P.S. We think we have a babies name picked out Casey (can't decided on how to spell first name, lemme know your ideas) Rayne Beaver for a girl and Jake Notsureyet Beaver if it's a boy (and suggestions for a middle name for the boy that sounds good lemme know).
Yesterday I had my first OB appointment which went well. The nurse tried seeing if we could hear the baby's heartbeat with a doppler but alas it just wasn't to be. Just to soon to hear with my thick middle. Then we met the only female doctor of the practice who was super friendly and set me at my husband at ease. Being that I am the biggest baby when it comes to giving blood so they sent the phlebotomist aka "blood taker" into the room to take me blood with me laying down. I was a real trooper though as they took 6 vials of blood!. Then she did a pelvis exam with my husband and nurse in the room at the same time, what a part that was. Found out my due date is July 28 instead of on my husband and I's anniversary. My next appointment won't be till the 25th and be then we will definitely be able to hear the heartbeat.
Things haven't been going too well in my life recently, a lot of **** went down this weekend. To say I am a tad bit unhappy would be a gross understatement. And to top it all off I have been feeling really bad lately, especially in the late afternoon/evening. Oh so utterly completely exhausted I've been. A short trip out for about 40 minutes to Wal-Mart and Lowes left me feeling totally drained. I ended up going to bed at 9pm on New Years Eve. No counting down the new year with the ball in Time Square.
Sometimes I swear this baby will be the death of me but I still feel totally blessed. I wouldn't wish this away no matter how much it feels like it is "killing me" because I know it will be so worth it when I finally meet my baby face to face.
I found out if I take a nap for about an hour and 1/2 in the afternoon I feel like I can make it till bed time (which is always early at 9pm). So hopefully that will help me cope better with being tired until everything levels out around the beginning of my second trimester (knock on wood).
Long time no see but the only thing I really do online anymore is obsessively look at pregnancy websites and livejournal communities.
So last week or so someone fraudulently used my debit card number online to purchase a 1,500 Dell computer thus putting my husband and I in the negative 600's with our bank around. Then overdraft fees kicked in putting us 1,000 in the negatives.
I seriously advise potential Dell customers to stay away from them! I have worked for them before and I knew how evil they were but I didn't know the extent until this fiasco. They didn't care about helping us fix the problem, they had the gaul to hang up on the lady at our bank who called to try to get somewhere with them. Things were quickly resolved though no thanks to Dell's part!
Two weeks ago I went to my second doctor's visit. They made me drink this lovely sweeter than sweet fruit punch flavored glucose drink to test me for gestational diabetes (a type of diabetes you can get during pregnancy). It went down okay.

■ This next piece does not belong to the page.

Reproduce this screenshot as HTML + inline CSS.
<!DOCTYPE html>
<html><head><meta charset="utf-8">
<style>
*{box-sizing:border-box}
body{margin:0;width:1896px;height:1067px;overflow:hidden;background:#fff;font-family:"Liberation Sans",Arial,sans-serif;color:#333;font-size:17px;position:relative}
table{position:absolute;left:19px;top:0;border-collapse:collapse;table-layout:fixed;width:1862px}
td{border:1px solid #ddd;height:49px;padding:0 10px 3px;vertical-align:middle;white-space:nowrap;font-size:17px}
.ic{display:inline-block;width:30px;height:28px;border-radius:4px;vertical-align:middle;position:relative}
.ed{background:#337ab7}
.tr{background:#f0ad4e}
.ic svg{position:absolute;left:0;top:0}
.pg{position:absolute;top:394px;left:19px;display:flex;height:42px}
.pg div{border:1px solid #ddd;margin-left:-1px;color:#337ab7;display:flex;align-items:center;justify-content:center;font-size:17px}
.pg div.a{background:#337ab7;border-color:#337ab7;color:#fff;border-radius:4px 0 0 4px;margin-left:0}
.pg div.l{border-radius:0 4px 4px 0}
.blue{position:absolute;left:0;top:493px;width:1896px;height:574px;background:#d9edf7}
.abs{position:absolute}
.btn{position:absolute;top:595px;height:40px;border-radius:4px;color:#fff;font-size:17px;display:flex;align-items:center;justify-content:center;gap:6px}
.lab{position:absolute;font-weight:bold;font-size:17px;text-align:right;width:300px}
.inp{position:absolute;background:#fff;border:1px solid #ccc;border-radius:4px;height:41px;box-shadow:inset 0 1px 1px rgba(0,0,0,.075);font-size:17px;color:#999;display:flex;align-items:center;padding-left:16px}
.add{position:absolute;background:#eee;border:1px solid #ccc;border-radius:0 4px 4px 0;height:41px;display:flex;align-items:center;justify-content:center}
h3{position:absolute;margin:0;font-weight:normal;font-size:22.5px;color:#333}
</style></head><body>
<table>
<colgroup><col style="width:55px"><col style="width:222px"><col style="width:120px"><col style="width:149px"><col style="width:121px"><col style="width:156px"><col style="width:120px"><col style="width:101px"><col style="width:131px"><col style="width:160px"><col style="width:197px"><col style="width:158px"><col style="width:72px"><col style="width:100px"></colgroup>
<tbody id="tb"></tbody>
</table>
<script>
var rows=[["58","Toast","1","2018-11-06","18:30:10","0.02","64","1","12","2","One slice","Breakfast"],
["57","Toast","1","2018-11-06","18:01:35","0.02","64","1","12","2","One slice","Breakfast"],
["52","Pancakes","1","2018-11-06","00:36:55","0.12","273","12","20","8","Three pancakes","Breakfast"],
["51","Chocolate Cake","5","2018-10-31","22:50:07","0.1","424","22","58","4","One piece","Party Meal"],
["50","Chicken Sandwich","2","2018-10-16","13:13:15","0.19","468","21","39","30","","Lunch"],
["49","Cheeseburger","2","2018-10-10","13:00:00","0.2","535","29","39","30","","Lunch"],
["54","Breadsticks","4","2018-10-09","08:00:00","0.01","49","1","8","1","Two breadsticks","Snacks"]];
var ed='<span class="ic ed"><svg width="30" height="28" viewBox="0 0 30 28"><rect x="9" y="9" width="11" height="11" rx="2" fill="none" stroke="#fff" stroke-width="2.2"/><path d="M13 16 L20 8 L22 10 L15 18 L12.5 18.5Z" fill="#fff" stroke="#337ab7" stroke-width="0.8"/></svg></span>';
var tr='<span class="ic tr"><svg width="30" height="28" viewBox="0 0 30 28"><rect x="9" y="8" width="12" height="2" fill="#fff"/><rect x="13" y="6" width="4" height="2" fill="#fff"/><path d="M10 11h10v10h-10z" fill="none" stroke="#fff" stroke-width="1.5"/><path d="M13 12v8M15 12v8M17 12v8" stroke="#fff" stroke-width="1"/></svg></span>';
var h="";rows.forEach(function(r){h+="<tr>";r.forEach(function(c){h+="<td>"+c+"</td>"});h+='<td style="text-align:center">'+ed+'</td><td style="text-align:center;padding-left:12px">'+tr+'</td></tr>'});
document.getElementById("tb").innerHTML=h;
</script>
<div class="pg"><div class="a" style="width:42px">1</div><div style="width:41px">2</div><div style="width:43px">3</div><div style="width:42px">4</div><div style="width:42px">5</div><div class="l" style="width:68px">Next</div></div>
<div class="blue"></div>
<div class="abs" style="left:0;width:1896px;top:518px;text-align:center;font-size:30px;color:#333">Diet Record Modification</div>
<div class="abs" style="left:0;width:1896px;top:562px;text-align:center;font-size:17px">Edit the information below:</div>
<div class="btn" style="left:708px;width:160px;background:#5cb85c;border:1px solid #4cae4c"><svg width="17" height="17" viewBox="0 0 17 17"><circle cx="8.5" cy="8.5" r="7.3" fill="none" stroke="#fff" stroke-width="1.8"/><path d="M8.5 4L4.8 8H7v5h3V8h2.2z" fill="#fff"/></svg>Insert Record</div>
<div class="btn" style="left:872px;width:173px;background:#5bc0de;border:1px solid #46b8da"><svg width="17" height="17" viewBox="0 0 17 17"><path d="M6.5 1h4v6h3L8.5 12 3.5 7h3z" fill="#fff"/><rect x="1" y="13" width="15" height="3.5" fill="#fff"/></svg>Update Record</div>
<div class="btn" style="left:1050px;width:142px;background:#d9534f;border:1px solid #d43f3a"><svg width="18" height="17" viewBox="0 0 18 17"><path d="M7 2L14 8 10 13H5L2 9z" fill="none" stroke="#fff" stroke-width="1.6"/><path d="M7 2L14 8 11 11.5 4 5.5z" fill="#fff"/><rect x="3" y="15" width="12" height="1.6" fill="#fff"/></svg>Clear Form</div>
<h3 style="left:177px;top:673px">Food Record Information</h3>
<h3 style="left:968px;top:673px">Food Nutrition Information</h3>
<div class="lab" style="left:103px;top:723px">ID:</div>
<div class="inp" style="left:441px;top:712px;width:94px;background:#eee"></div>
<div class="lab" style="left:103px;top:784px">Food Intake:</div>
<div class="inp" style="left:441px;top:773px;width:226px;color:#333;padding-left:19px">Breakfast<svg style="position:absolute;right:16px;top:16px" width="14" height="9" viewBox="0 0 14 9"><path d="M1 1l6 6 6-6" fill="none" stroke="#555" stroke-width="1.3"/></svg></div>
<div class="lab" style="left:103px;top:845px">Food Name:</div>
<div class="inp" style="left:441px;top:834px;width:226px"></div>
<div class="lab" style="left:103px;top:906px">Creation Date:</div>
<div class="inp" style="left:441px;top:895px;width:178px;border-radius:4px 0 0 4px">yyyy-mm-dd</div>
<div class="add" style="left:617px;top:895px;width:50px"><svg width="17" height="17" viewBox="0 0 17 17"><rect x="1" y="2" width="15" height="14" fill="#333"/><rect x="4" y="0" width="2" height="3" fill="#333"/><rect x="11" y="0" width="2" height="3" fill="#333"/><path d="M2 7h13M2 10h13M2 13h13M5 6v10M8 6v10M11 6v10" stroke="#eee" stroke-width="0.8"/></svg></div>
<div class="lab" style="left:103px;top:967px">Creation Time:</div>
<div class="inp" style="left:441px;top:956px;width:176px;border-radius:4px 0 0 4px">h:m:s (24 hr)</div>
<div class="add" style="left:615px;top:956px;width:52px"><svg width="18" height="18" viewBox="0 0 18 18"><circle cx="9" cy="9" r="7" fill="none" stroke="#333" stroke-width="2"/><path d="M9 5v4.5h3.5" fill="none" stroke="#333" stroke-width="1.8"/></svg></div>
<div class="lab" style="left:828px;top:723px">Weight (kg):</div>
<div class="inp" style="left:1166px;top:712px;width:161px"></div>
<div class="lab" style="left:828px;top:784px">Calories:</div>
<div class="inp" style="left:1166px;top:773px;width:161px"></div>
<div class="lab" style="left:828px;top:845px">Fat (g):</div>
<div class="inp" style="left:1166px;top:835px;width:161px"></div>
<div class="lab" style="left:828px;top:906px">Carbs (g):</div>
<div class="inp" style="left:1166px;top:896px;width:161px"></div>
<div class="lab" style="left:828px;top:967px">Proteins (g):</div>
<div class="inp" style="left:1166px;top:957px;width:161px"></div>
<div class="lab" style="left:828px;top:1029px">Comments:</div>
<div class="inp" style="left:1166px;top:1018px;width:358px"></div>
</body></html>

I chugged it down in a matter of seconds because there was a time limit to drinking it. Later on I wanted to throw it up and I had this major sugar rush as the sugar hit my blood steam. An hour later I took a blood test to see how well my body broke down the sugar. A week later I found that the results came back negative so one less thing to worry about in my pregnancy!

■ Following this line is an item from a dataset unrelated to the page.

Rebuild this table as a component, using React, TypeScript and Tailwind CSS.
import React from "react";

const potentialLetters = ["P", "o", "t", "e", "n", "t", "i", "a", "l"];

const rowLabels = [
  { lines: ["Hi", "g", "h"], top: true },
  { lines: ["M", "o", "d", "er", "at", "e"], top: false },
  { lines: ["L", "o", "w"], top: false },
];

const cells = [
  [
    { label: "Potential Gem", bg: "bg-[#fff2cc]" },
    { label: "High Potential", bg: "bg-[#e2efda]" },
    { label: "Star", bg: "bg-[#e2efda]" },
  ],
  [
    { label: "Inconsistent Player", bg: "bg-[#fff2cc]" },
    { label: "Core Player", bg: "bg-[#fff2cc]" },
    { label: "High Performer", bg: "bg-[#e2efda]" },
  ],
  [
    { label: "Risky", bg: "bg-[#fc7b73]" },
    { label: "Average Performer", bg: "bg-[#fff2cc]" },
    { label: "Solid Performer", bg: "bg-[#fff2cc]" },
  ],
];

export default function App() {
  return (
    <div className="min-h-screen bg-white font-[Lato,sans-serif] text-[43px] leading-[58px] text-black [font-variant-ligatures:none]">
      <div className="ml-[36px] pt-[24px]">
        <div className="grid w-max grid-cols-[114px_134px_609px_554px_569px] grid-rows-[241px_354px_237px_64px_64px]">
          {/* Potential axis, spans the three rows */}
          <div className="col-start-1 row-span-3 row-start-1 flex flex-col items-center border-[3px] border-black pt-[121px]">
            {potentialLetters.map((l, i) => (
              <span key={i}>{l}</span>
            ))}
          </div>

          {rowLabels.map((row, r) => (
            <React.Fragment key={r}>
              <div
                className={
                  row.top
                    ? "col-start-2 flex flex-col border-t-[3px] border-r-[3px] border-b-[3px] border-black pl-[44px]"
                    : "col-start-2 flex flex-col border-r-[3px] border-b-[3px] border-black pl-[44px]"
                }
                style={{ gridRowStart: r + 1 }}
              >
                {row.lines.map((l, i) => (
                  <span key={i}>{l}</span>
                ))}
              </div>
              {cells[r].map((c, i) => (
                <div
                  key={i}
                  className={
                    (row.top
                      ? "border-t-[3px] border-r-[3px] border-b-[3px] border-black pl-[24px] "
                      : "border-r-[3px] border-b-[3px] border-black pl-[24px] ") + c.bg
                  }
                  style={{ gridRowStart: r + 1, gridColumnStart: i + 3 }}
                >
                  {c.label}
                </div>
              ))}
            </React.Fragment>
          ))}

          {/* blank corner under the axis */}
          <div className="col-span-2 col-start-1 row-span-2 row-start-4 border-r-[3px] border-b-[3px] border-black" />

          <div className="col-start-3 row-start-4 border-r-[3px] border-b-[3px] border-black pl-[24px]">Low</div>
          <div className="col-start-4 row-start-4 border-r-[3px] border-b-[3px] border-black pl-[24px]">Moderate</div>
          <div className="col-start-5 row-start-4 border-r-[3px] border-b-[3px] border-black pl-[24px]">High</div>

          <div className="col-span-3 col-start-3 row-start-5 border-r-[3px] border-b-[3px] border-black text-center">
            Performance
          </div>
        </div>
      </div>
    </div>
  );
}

While waiting to get my blood taken the nurse went to find our babies heartbeat with the doppler. She found it quickly and it was at a strong and steady159bpm! It was the first time my husband had heard the heartbeat and he was quite thrilled (and so was I even though it was my second time)!
So things are going well with my pregnancy. I've gained some weight but not enough to show the world that I am pregnancy. And my energy is finally coming back!